Work to complete:
Write out the material exactly, without any of its pictures.

Provided data:
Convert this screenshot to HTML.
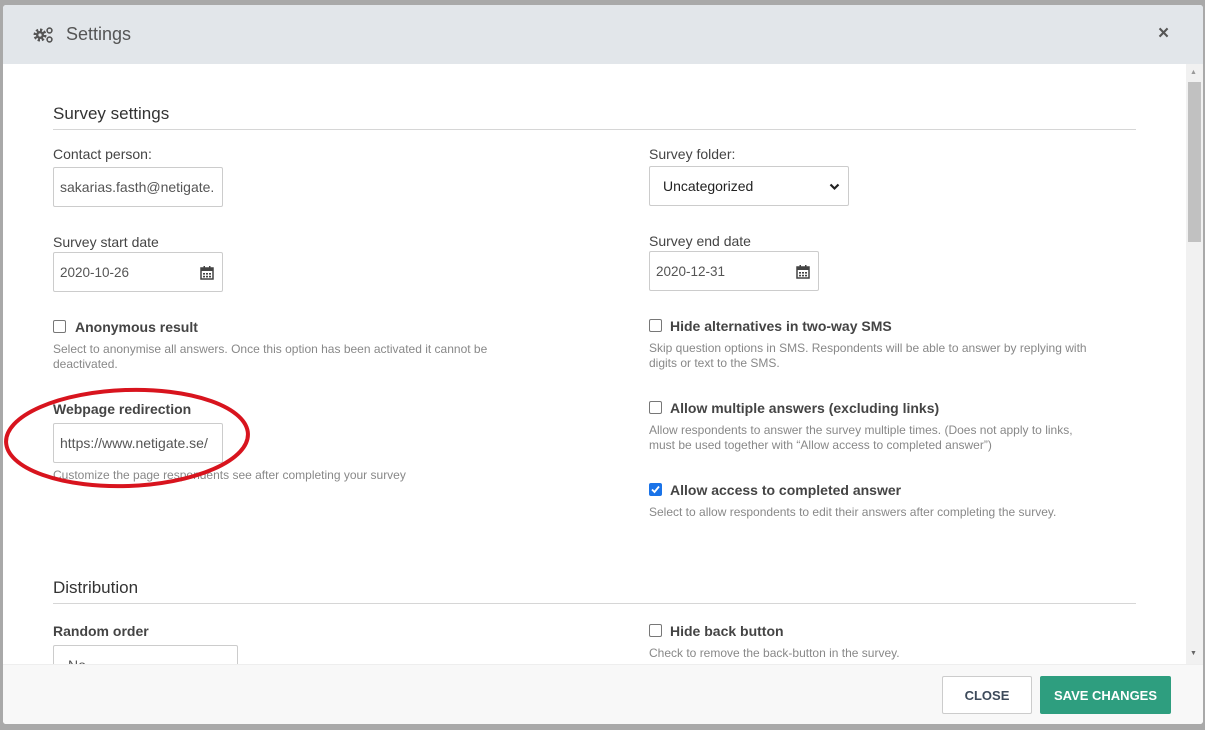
<!DOCTYPE html>
<html><head><meta charset="utf-8"><style>
*{box-sizing:border-box;margin:0;padding:0}
body{width:1205px;height:730px;background:#a9a9a9;font-family:"Liberation Sans",sans-serif;position:relative;overflow:hidden;color:#444}
.modal{position:absolute;left:3px;top:5px;width:1200px;height:719px;background:#fff;border-radius:3px;overflow:hidden}
.hdr{position:absolute;left:0;top:0;width:1200px;height:59px;background:#e2e6ea}
.a{position:absolute;white-space:nowrap}
.lbl{font-size:14px;color:#444}
.lblb{font-size:14px;color:#444;font-weight:bold}
.help{font-size:12px;color:#888;line-height:15px;white-space:normal}
.h2{font-size:17px;color:#333}
.line{position:absolute;height:1px;background:#d6d6d6}
.inp{position:absolute;border:1px solid #ccc;border-radius:2px;background:#fff;font-size:14px;color:#555;padding-left:6px;display:flex;align-items:center;overflow:hidden;white-space:nowrap}
.cb{position:absolute;width:13px;height:13px;border:1px solid #777;border-radius:2px;background:#fff}
.cal{position:absolute;width:14px;height:14px}
</style></head><body>
<div class="modal">
<div class="hdr"></div>
<svg class="a" style="left:30px;top:21px" width="22" height="18" viewBox="0 0 22 18"><circle cx="7" cy="9" r="5" fill="none" stroke="#555" stroke-width="3" stroke-dasharray="2.2 1.7"/><circle cx="7" cy="9" r="4" fill="#555"/><circle cx="7" cy="9" r="1.6" fill="#e2e6ea"/><circle cx="16.5" cy="4.5" r="2.4" fill="none" stroke="#555" stroke-width="1.6"/><circle cx="16.5" cy="13.5" r="2.4" fill="none" stroke="#555" stroke-width="1.6"/></svg>
<div class="a" style="left:63px;top:19px;font-size:18px;color:#555">Settings</div>
<div class="a" style="left:1155px;top:18px;font-size:19px;color:#555;font-weight:bold">×</div>

<div class="a h2" style="left:50px;top:99px">Survey settings</div>
<div class="line" style="left:50px;top:124px;width:1083px"></div>

<div class="a lbl" style="left:50px;top:141px">Contact person:</div>
<div class="inp" style="left:50px;top:162px;width:170px;height:40px">sakarias.fasth@netigate.</div>
<div class="a lbl" style="left:646px;top:141px">Survey folder:</div>
<div class="inp" style="left:646px;top:161px;width:200px;height:40px;padding-left:13px;color:#222">Uncategorized<svg style="position:absolute;right:8px;top:16px" width="11" height="8" viewBox="0 0 11 8"><path d="M1.5 1.5 5.5 5.5 9.5 1.5" stroke="#222" stroke-width="2.2" fill="none"/></svg></div>

<div class="a lbl" style="left:50px;top:229px">Survey start date</div>
<div class="inp" style="left:50px;top:247px;width:170px;height:40px;font-size:13.5px">2020-10-26<svg class="cal" style="left:146px;top:13px" viewBox="0 0 14 14"><rect x="1" y="2" width="12" height="11" fill="none" stroke="#444" stroke-width="1.5"/><rect x="1" y="2" width="12" height="3" fill="#444"/><rect x="3.5" y="0" width="1.5" height="3" fill="#444"/><rect x="9" y="0" width="1.5" height="3" fill="#444"/><g fill="#444"><rect x="3" y="7" width="2" height="1.6"/><rect x="6" y="7" width="2" height="1.6"/><rect x="9" y="7" width="2" height="1.6"/><rect x="3" y="9.8" width="2" height="1.6"/><rect x="6" y="9.8" width="2" height="1.6"/><rect x="9" y="9.8" width="2" height="1.6"/></g></svg></div>
<div class="a lbl" style="left:646px;top:228px">Survey end date</div>
<div class="inp" style="left:646px;top:246px;width:170px;height:40px;font-size:13.5px">2020-12-31<svg class="cal" style="left:146px;top:13px" viewBox="0 0 14 14"><rect x="1" y="2" width="12" height="11" fill="none" stroke="#444" stroke-width="1.5"/><rect x="1" y="2" width="12" height="3" fill="#444"/><rect x="3.5" y="0" width="1.5" height="3" fill="#444"/><rect x="9" y="0" width="1.5" height="3" fill="#444"/><g fill="#444"><rect x="3" y="7" width="2" height="1.6"/><rect x="6" y="7" width="2" height="1.6"/><rect x="9" y="7" width="2" height="1.6"/><rect x="3" y="9.8" width="2" height="1.6"/><rect x="6" y="9.8" width="2" height="1.6"/><rect x="9" y="9.8" width="2" height="1.6"/></g></svg></div>

<div class="cb" style="left:50px;top:315px"></div>
<div class="a lblb" style="left:72px;top:314px">Anonymous result</div>
<div class="a help" style="left:50px;top:337px;width:445px">Select to anonymise all answers. Once this option has been activated it cannot be deactivated.</div>
<div class="cb" style="left:646px;top:314px"></div>
<div class="a lblb" style="left:667px;top:313px">Hide alternatives in two-way SMS</div>
<div class="a help" style="left:646px;top:336px;width:445px">Skip question options in SMS. Respondents will be able to answer by replying with digits or text to the SMS.</div>

<div class="a lblb" style="left:50px;top:396px">Webpage redirection</div>
<div class="inp" style="left:50px;top:418px;width:170px;height:40px">https://www.netigate.se/</div>
<div class="a help" style="left:50px;top:463px">Customize the page respondents see after completing your survey</div>

<div class="cb" style="left:646px;top:396px"></div>
<div class="a lblb" style="left:667px;top:395px">Allow multiple answers (excluding links)</div>
<div class="a help" style="left:646px;top:418px;width:450px">Allow respondents to answer the survey multiple times. (Does not apply to links, must be used together with “Allow access to completed answer”)</div>

<div class="cb" style="left:646px;top:478px;background:#1a73e8;border-color:#1a73e8"><svg style="position:absolute;left:0;top:0" width="11" height="11" viewBox="0 0 11 11"><path d="M2 5.5 4.5 8 9 2.5" stroke="#fff" stroke-width="1.8" fill="none"/></svg></div>
<div class="a lblb" style="left:667px;top:477px">Allow access to completed answer</div>
<div class="a help" style="left:646px;top:500px">Select to allow respondents to edit their answers after completing the survey.</div>

<div class="a h2" style="left:50px;top:573px">Distribution</div>
<div class="line" style="left:50px;top:598px;width:1083px"></div>
<div class="a lblb" style="left:50px;top:618px">Random order</div>
<div class="inp" style="left:50px;top:640px;width:185px;height:40px;padding-left:14px">No</div>
<div class="cb" style="left:646px;top:619px"></div>
<div class="a lblb" style="left:667px;top:618px">Hide back button</div>
<div class="a help" style="left:646px;top:641px">Check to remove the back-button in the survey.</div>

<svg class="a" style="left:0;top:378px" width="250" height="110" viewBox="0 0 250 110"><ellipse cx="124" cy="55" rx="121" ry="48" fill="none" stroke="#d8141e" stroke-width="4" transform="rotate(-2 124 55)"/></svg>

<div class="a" style="left:1183px;top:59px;width:17px;height:600px;background:#f1f1f1"></div>
<div class="a" style="left:1185px;top:77px;width:13px;height:160px;background:#c1c1c1"></div>
<div class="a" style="left:1187px;top:64px;font-size:7px;color:#999">▲</div>
<div class="a" style="left:1187px;top:645px;font-size:7px;color:#666">▼</div>

<div class="a" style="left:0;top:659px;width:1200px;height:60px;background:#f8f8f8;border-top:1px solid #eee"></div>
<div class="a" style="left:939px;top:671px;width:90px;height:38px;border:1px solid #ccc;border-radius:2px;background:#fff;font-size:13px;font-weight:bold;color:#3d4a5a;display:flex;align-items:center;justify-content:center">CLOSE</div>
<div class="a" style="left:1037px;top:671px;width:131px;height:38px;border-radius:2px;background:#2e9e7f;font-size:13px;font-weight:bold;color:#fff;display:flex;align-items:center;justify-content:center">SAVE CHANGES</div>
</div>
</body></html>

Response below:
Convert this screenshot to HTML.
<!DOCTYPE html>
<html><head><meta charset="utf-8"><style>
*{box-sizing:border-box;margin:0;padding:0}
body{width:1205px;height:730px;background:#a9a9a9;font-family:"Liberation Sans",sans-serif;position:relative;overflow:hidden;color:#444}
.modal{position:absolute;left:3px;top:5px;width:1200px;height:719px;background:#fff;border-radius:3px;overflow:hidden}
.hdr{position:absolute;left:0;top:0;width:1200px;height:59px;background:#e2e6ea}
.a{position:absolute;white-space:nowrap}
.lbl{font-size:14px;color:#444}
.lblb{font-size:14px;color:#444;font-weight:bold}
.help{font-size:12px;color:#888;line-height:15px;white-space:normal}
.h2{font-size:17px;color:#333}
.line{position:absolute;height:1px;background:#d6d6d6}
.inp{position:absolute;border:1px solid #ccc;border-radius:2px;background:#fff;font-size:14px;color:#555;padding-left:6px;display:flex;align-items:center;overflow:hidden;white-space:nowrap}
.cb{position:absolute;width:13px;height:13px;border:1px solid #777;border-radius:2px;background:#fff}
.cal{position:absolute;width:14px;height:14px}
</style></head><body>
<div class="modal">
<div class="hdr"></div>
<svg class="a" style="left:30px;top:21px" width="22" height="18" viewBox="0 0 22 18"><circle cx="7" cy="9" r="5" fill="none" stroke="#555" stroke-width="3" stroke-dasharray="2.2 1.7"/><circle cx="7" cy="9" r="4" fill="#555"/><circle cx="7" cy="9" r="1.6" fill="#e2e6ea"/><circle cx="16.5" cy="4.5" r="2.4" fill="none" stroke="#555" stroke-width="1.6"/><circle cx="16.5" cy="13.5" r="2.4" fill="none" stroke="#555" stroke-width="1.6"/></svg>
<div class="a" style="left:63px;top:19px;font-size:18px;color:#555">Settings</div>
<div class="a" style="left:1155px;top:18px;font-size:19px;color:#555;font-weight:bold">×</div>

<div class="a h2" style="left:50px;top:99px">Survey settings</div>
<div class="line" style="left:50px;top:124px;width:1083px"></div>

<div class="a lbl" style="left:50px;top:141px">Contact person:</div>
<div class="inp" style="left:50px;top:162px;width:170px;height:40px">sakarias.fasth@netigate.</div>
<div class="a lbl" style="left:646px;top:141px">Survey folder:</div>
<div class="inp" style="left:646px;top:161px;width:200px;height:40px;padding-left:13px;color:#222">Uncategorized<svg style="position:absolute;right:8px;top:16px" width="11" height="8" viewBox="0 0 11 8"><path d="M1.5 1.5 5.5 5.5 9.5 1.5" stroke="#222" stroke-width="2.2" fill="none"/></svg></div>

<div class="a lbl" style="left:50px;top:229px">Survey start date</div>
<div class="inp" style="left:50px;top:247px;width:170px;height:40px;font-size:13.5px">2020-10-26<svg class="cal" style="left:146px;top:13px" viewBox="0 0 14 14"><rect x="1" y="2" width="12" height="11" fill="none" stroke="#444" stroke-width="1.5"/><rect x="1" y="2" width="12" height="3" fill="#444"/><rect x="3.5" y="0" width="1.5" height="3" fill="#444"/><rect x="9" y="0" width="1.5" height="3" fill="#444"/><g fill="#444"><rect x="3" y="7" width="2" height="1.6"/><rect x="6" y="7" width="2" height="1.6"/><rect x="9" y="7" width="2" height="1.6"/><rect x="3" y="9.8" width="2" height="1.6"/><rect x="6" y="9.8" width="2" height="1.6"/><rect x="9" y="9.8" width="2" height="1.6"/></g></svg></div>
<div class="a lbl" style="left:646px;top:228px">Survey end date</div>
<div class="inp" style="left:646px;top:246px;width:170px;height:40px;font-size:13.5px">2020-12-31<svg class="cal" style="left:146px;top:13px" viewBox="0 0 14 14"><rect x="1" y="2" width="12" height="11" fill="none" stroke="#444" stroke-width="1.5"/><rect x="1" y="2" width="12" height="3" fill="#444"/><rect x="3.5" y="0" width="1.5" height="3" fill="#444"/><rect x="9" y="0" width="1.5" height="3" fill="#444"/><g fill="#444"><rect x="3" y="7" width="2" height="1.6"/><rect x="6" y="7" width="2" height="1.6"/><rect x="9" y="7" width="2" height="1.6"/><rect x="3" y="9.8" width="2" height="1.6"/><rect x="6" y="9.8" width="2" height="1.6"/><rect x="9" y="9.8" width="2" height="1.6"/></g></svg></div>

<div class="cb" style="left:50px;top:315px"></div>
<div class="a lblb" style="left:72px;top:314px">Anonymous result</div>
<div class="a help" style="left:50px;top:337px;width:445px">Select to anonymise all answers. Once this option has been activated it cannot be deactivated.</div>
<div class="cb" style="left:646px;top:314px"></div>
<div class="a lblb" style="left:667px;top:313px">Hide alternatives in two-way SMS</div>
<div class="a help" style="left:646px;top:336px;width:445px">Skip question options in SMS. Respondents will be able to answer by replying with digits or text to the SMS.</div>

<div class="a lblb" style="left:50px;top:396px">Webpage redirection</div>
<div class="inp" style="left:50px;top:418px;width:170px;height:40px">https://www.netigate.se/</div>
<div class="a help" style="left:50px;top:463px">Customize the page respondents see after completing your survey</div>

<div class="cb" style="left:646px;top:396px"></div>
<div class="a lblb" style="left:667px;top:395px">Allow multiple answers (excluding links)</div>
<div class="a help" style="left:646px;top:418px;width:450px">Allow respondents to answer the survey multiple times. (Does not apply to links, must be used together with “Allow access to completed answer”)</div>

<div class="cb" style="left:646px;top:478px;background:#1a73e8;border-color:#1a73e8"><svg style="position:absolute;left:0;top:0" width="11" height="11" viewBox="0 0 11 11"><path d="M2 5.5 4.5 8 9 2.5" stroke="#fff" stroke-width="1.8" fill="none"/></svg></div>
<div class="a lblb" style="left:667px;top:477px">Allow access to completed answer</div>
<div class="a help" style="left:646px;top:500px">Select to allow respondents to edit their answers after completing the survey.</div>

<div class="a h2" style="left:50px;top:573px">Distribution</div>
<div class="line" style="left:50px;top:598px;width:1083px"></div>
<div class="a lblb" style="left:50px;top:618px">Random order</div>
<div class="inp" style="left:50px;top:640px;width:185px;height:40px;padding-left:14px">No</div>
<div class="cb" style="left:646px;top:619px"></div>
<div class="a lblb" style="left:667px;top:618px">Hide back button</div>
<div class="a help" style="left:646px;top:641px">Check to remove the back-button in the survey.</div>

<svg class="a" style="left:0;top:378px" width="250" height="110" viewBox="0 0 250 110"><ellipse cx="124" cy="55" rx="121" ry="48" fill="none" stroke="#d8141e" stroke-width="4" transform="rotate(-2 124 55)"/></svg>

<div class="a" style="left:1183px;top:59px;width:17px;height:600px;background:#f1f1f1"></div>
<div class="a" style="left:1185px;top:77px;width:13px;height:160px;background:#c1c1c1"></div>
<div class="a" style="left:1187px;top:64px;font-size:7px;color:#999">▲</div>
<div class="a" style="left:1187px;top:645px;font-size:7px;color:#666">▼</div>

<div class="a" style="left:0;top:659px;width:1200px;height:60px;background:#f8f8f8;border-top:1px solid #eee"></div>
<div class="a" style="left:939px;top:671px;width:90px;height:38px;border:1px solid #ccc;border-radius:2px;background:#fff;font-size:13px;font-weight:bold;color:#3d4a5a;display:flex;align-items:center;justify-content:center">CLOSE</div>
<div class="a" style="left:1037px;top:671px;width:131px;height:38px;border-radius:2px;background:#2e9e7f;font-size:13px;font-weight:bold;color:#fff;display:flex;align-items:center;justify-content:center">SAVE CHANGES</div>
</div>
</body></html>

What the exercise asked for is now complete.